At or close to the top of the list: the long-awaited passenger train between Scranton, the Poconos and New York City. In late October, Gov. Tom Wolf committed $3.7 million in state money to upgrade tracks between Scranton and the Poconos, the project's first major state funding. Cartwright said he convinced Wolf to commit the money as both stood in line to attend a political campaign event.

The day after the election, when Biden called with congratulations, Cartwright said thanks and immediately asked about the train. Biden brought up the call during his post-election news conference.

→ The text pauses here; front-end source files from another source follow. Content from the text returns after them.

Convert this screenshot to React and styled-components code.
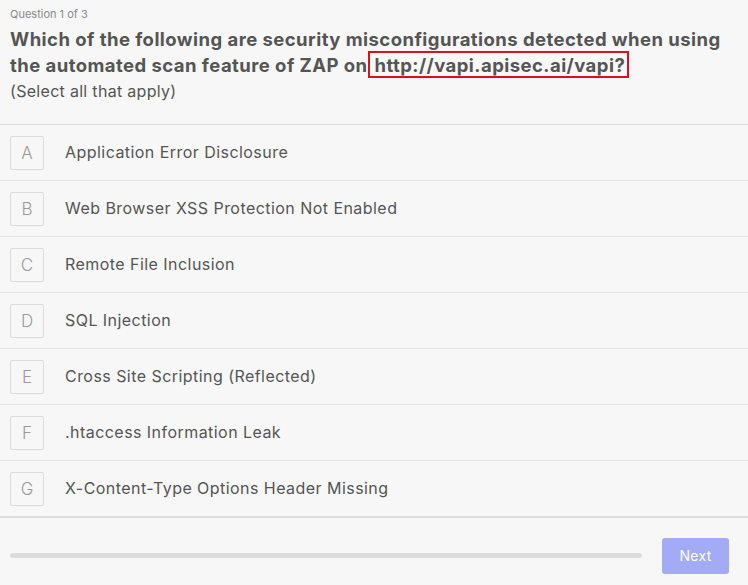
import React from 'react'
import styled, { createGlobalStyle } from 'styled-components'

const GlobalStyle = createGlobalStyle`
  html, body {
    margin: 0;
    padding: 0;
    background: #f7f7f7;
  }
  body {
    font-family: Inter, "Open Sans", sans-serif;
    color: #555;
  }
`

const Page = styled.div`
  width: 748px;
  height: 585px;
  display: flex;
  flex-direction: column;
  background: #f7f7f7;
`

const Header = styled.div`
  padding: 6px 10px 0;
  height: 118px;
`

const Counter = styled.div`
  font-size: 11px;
  line-height: 16px;
  color: #8a8a8a;
`

const Title = styled.h1`
  margin: 4px 0 0;
  font-size: 18.5px;
  line-height: 26px;
  font-weight: 700;
  color: #555;
  letter-spacing: 0.45px;
`

const Highlight = styled.span`
  border: 2px solid #d9101f;
  padding: 1px 2px 0 0;
`

const Hint = styled.div`
  font-size: 16px;
  line-height: 24px;
  color: #555;
  margin-top: 1px;
  letter-spacing: 0.3px;
`

const Options = styled.div`
  border-top: 1px solid #dedede;
`

const Option = styled.div`
  height: 55px;
  display: flex;
  align-items: center;
  gap: 21px;
  padding: 0 10px;
  border-bottom: ${p => (p.$last ? '2px solid #dcdcdc' : '1px solid #e2e2e2')};
`

const Letter = styled.div`
  width: 32px;
  height: 32px;
  border: 1px solid #dcdcdc;
  border-radius: 2px;
  background: #f7f7f7;
  display: flex;
  align-items: center;
  justify-content: center;
  font-size: 17px;
  color: #9a9a9a;
  font-weight: 300;
`

const Label = styled.div`
  font-size: 16px;
  color: #555;
  letter-spacing: 0.45px;
  margin-top: -1px;
`

const Footer = styled.div`
  flex: 1;
  display: flex;
  align-items: center;
  gap: 20px;
  padding: 8px 19px 0 10px;
`

const Progress = styled.div`
  flex: 1;
  height: 5px;
  border-radius: 3px;
  background: #dcdcdc;
`

const NextButton = styled.button`
  width: 67px;
  height: 36px;
  border: none;
  border-radius: 3px;
  background: #a4abf6;
  color: #fff;
  font-family: inherit;
  font-size: 14px;
  letter-spacing: 0.3px;
  cursor: default;
`

const options = [
  'Application Error Disclosure',
  'Web Browser XSS Protection Not Enabled',
  'Remote File Inclusion',
  'SQL Injection',
  'Cross Site Scripting (Reflected)',
  '.htaccess Information Leak',
  'X-Content-Type Options Header Missing'
]

export default function App() {
  return (
    <Page>
      <GlobalStyle />
      <Header>
        <Counter>Question 1 of 3</Counter>
        <Title>
          Which of the following are security misconfigurations detected when using the automated scan feature of ZAP on
          <Highlight> http://vapi.apisec.ai/vapi?</Highlight>
        </Title>
        <Hint>(Select all that apply)</Hint>
      </Header>
      <Options>
        {options.map((text, i) => (
          <Option key={text} $last={i === options.length - 1}>
            <Letter>{String.fromCharCode(65 + i)}</Letter>
            <Label>{text}</Label>
          </Option>
        ))}
      </Options>
      <Footer>
        <Progress />
        <NextButton>Next</NextButton>
      </Footer>
    </Page>
  )
}
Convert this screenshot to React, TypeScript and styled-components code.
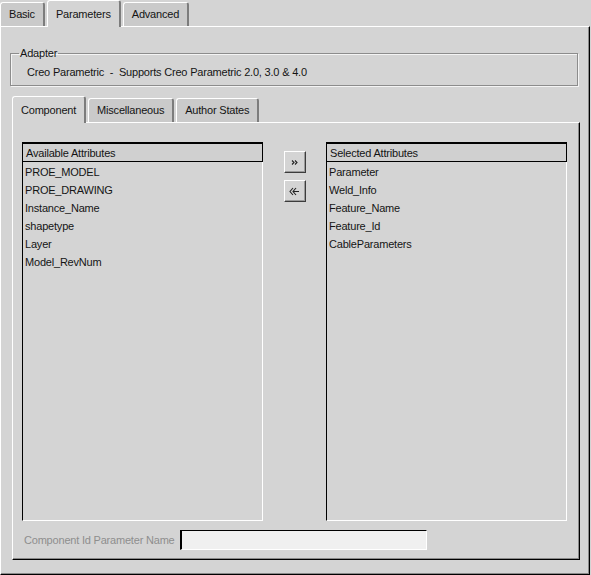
import styled, { createGlobalStyle } from 'styled-components';

const GlobalStyle = createGlobalStyle`
  body {
    margin: 0;
    background-color: #d4d4d4;
    font-family: "Liberation Sans", Arial, sans-serif;
    font-size: 11px;
    letter-spacing: -0.2px;
    color: #141414;
  }
`;

const Window = styled.div`
  width: 591px;
  height: 575px;
  box-sizing: border-box;
  background-color: #d4d4d4;
  display: flex;
  flex-direction: column;
`;

const TabBar = styled.div<{ $height: number }>`
  display: flex;
  align-items: flex-end;
  gap: 2px;
  height: ${(p) => p.$height}px;
  position: relative;
  z-index: 1;
`;

const Tab = styled.div<{ $active?: boolean; $height: number }>`
  box-sizing: border-box;
  height: ${(p) => (p.$active ? p.$height + 1 : p.$height - 2)}px;
  margin-bottom: ${(p) => (p.$active ? -1 : 0)}px;
  padding: 0 8px;
  display: flex;
  align-items: center;
  background-color: ${(p) => (p.$active ? '#d4d4d4' : '#cacaca')};
  border-top: 1px solid #ffffff;
  border-left: 1px solid #ffffff;
  border-right: 2px solid #7c7c7c;
  border-radius: 3px 3px 0 0;
  white-space: nowrap;
  line-height: 13px;
`;

const Panel = styled.div<{ $pad: string }>`
  box-sizing: border-box;
  flex: 1;
  display: flex;
  flex-direction: column;
  padding: ${(p) => p.$pad};
  border-top: 1px solid #ffffff;
  border-left: 1px solid #ffffff;
  border-right: 1px solid #000000;
  border-bottom: 1px solid #000000;
  box-shadow: inset -1px -1px 0 #8a8a8a;
`;

const OuterArea = styled.div`
  display: flex;
  flex-direction: column;
  height: 549px;
  margin-right: 1px;
`;

const Group = styled.fieldset`
  margin: 0;
  padding: 6px 12px 6px 16px;
  border: 1px solid #8c8c8c;
  box-shadow: inset 1px 1px 0 #f4f4f4, 1px 1px 0 #f4f4f4;
  min-width: 0;
`;

const Legend = styled.legend`
  padding: 0 1px;
  margin-left: -8px;
  line-height: 13px;
`;

const GroupText = styled.div`
  line-height: 13px;
  white-space: pre;
`;

const InnerArea = styled.div`
  display: flex;
  flex-direction: column;
  height: 464px;
  margin: 10px -2px 0 2px;
`;

const Columns = styled.div`
  display: grid;
  grid-template-columns: 241px 1fr 241px;
  height: 379px;
`;

const List = styled.div`
  display: flex;
  flex-direction: column;
  min-height: 0;
`;

const ListHeader = styled.div`
  box-sizing: border-box;
  height: 20px;
  padding: 0 3px;
  display: flex;
  align-items: center;
  border: 1px solid #000000;
  border-top-width: 2px;
  background-color: #d0d0d0;
`;

const ListBody = styled.div`
  flex: 1;
  padding-top: 1px;
  border-left: 1px solid #000000;
  border-right: 1px solid #ffffff;
  border-bottom: 1px solid #ffffff;
`;

const ListItem = styled.div`
  height: 18px;
  line-height: 18px;
  padding-left: 2px;
`;

const ButtonColumn = styled.div`
  display: flex;
  flex-direction: column;
  align-items: center;
  gap: 7px;
  padding-top: 9px;
`;

const MoveButton = styled.button`
  box-sizing: border-box;
  width: 22px;
  height: 22px;
  padding: 0;
  display: flex;
  align-items: center;
  justify-content: center;
  background-color: #d4d4d4;
  border-top: 1px solid #ffffff;
  border-left: 1px solid #ffffff;
  border-right: 1px solid #3c3c3c;
  border-bottom: 1px solid #3c3c3c;
  box-shadow: inset -1px -1px 0 #9a9a9a;
  cursor: default;
`;

const BottomRow = styled.div`
  display: flex;
  align-items: center;
  margin-top: 9px;
  padding-left: 2px;
`;

const DisabledLabel = styled.span`
  color: #8e8e8e;
  white-space: nowrap;
  width: 156px;
`;

const TextInput = styled.input`
  box-sizing: border-box;
  width: 247px;
  height: 20px;
  margin: 0;
  background-color: #f0f0f0;
  border-top: 1px solid #000000;
  border-left: 2px solid #000000;
  border-right: 1px solid #ffffff;
  border-bottom: 1px solid #ffffff;
  outline: none;
`;

const available = ['PROE_MODEL', 'PROE_DRAWING', 'Instance_Name', 'shapetype', 'Layer', 'Model_RevNum'];
const selected = ['Parameter', 'Weld_Info', 'Feature_Name', 'Feature_Id', 'CableParameters'];

function AddIcon() {
  return (
    <svg width="9" height="7" viewBox="0 0 9 7">
      <path d="M2 1.5 L4 3.5 L2 5.5 M5 1.5 L7 3.5 L5 5.5" stroke="#222" strokeWidth="1.1" fill="none" />
    </svg>
  );
}

function RemoveIcon() {
  return (
    <svg width="11" height="9" viewBox="0 0 11 9">
      <path d="M4 1 L1 4.5 L4 8 M7 1 L4 4.5 L7 8 M4 4.5 H10" stroke="#222" strokeWidth="1.1" fill="none" />
    </svg>
  );
}

function AttrList({ title, items }: { title: string; items: string[] }) {
  return (
    <List>
      <ListHeader>{title}</ListHeader>
      <ListBody>
        {items.map((item) => (
          <ListItem key={item}>{item}</ListItem>
        ))}
      </ListBody>
    </List>
  );
}

export default function App() {
  return (
    <Window>
      <GlobalStyle />
      <TabBar $height={26}>
        <Tab $height={26}>Basic</Tab>
        <Tab $height={26} $active>Parameters</Tab>
        <Tab $height={26}>Advanced</Tab>
      </TabBar>
      <OuterArea>
        <Panel $pad="20px 11px 0 9px">
          <Group>
            <Legend>Adapter</Legend>
            <GroupText>{'Creo Parametric  -  Supports Creo Parametric 2.0, 3.0 & 4.0'}</GroupText>
          </Group>
          <InnerArea>
            <TabBar $height={26}>
              <Tab $height={26} $active>Component</Tab>
              <Tab $height={26}>Miscellaneous</Tab>
              <Tab $height={26}>Author States</Tab>
            </TabBar>
            <Panel $pad="19px 12px 0 9px">
              <Columns>
                <AttrList title="Available Attributes" items={available} />
                <ButtonColumn>
                  <MoveButton aria-label="Add">
                    <AddIcon />
                  </MoveButton>
                  <MoveButton aria-label="Remove">
                    <RemoveIcon />
                  </MoveButton>
                </ButtonColumn>
                <AttrList title="Selected Attributes" items={selected} />
              </Columns>
              <BottomRow>
                <DisabledLabel>Component Id Parameter Name</DisabledLabel>
                <TextInput disabled />
              </BottomRow>
            </Panel>
          </InnerArea>
        </Panel>
      </OuterArea>
    </Window>
  );
}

"For example, I was on the phone congratulating a Californian recently and then someone in — up in Scranton, Pennsylvania — the congressman who got elected," Biden said, according to a White House transcript. "And he (Cartwright) said, 'Can you help us make sure we're able to have high-speed rail ser-, rail service from Scranton to New York, New York City?' I said, 'Yeah, we can. We can.'"

Cartwright called 2023 "a critical year coming up for this train project" because applications for engineering funding are due early next year.

"We have to stay on top of it," Cartwright said. "So I'm trying to make sure that I'm available to do a lot of bird-dogging of this project this coming term ... We're not going to have a chance like this."

Ed Mitchell, the veteran Democratic political consultant familiar with Washington's ways, said Cartwright would retain significant influence as a steering and police committee member and even in the lesser appropriations post.

"Being on the steering and policy committee is a very important position," Mitchell said. "When you're on that committee, you have a lot of members coming to you, because they want to get their legislation on the calendar and all that kind of stuff. And that committee decides things like the message of a party."

He pointed out the late U.S. Rep. Joseph McDade, a Republican who represented the region from 1963-1999, routinely served on the Appropriations Committee while Republicans were in the minority. McDade forged relationships with Democrats who helped him bring home federal money.

"I don't know, maybe it's not that way anymore. But when they made these deals, they gave to both sides," Mitchell said.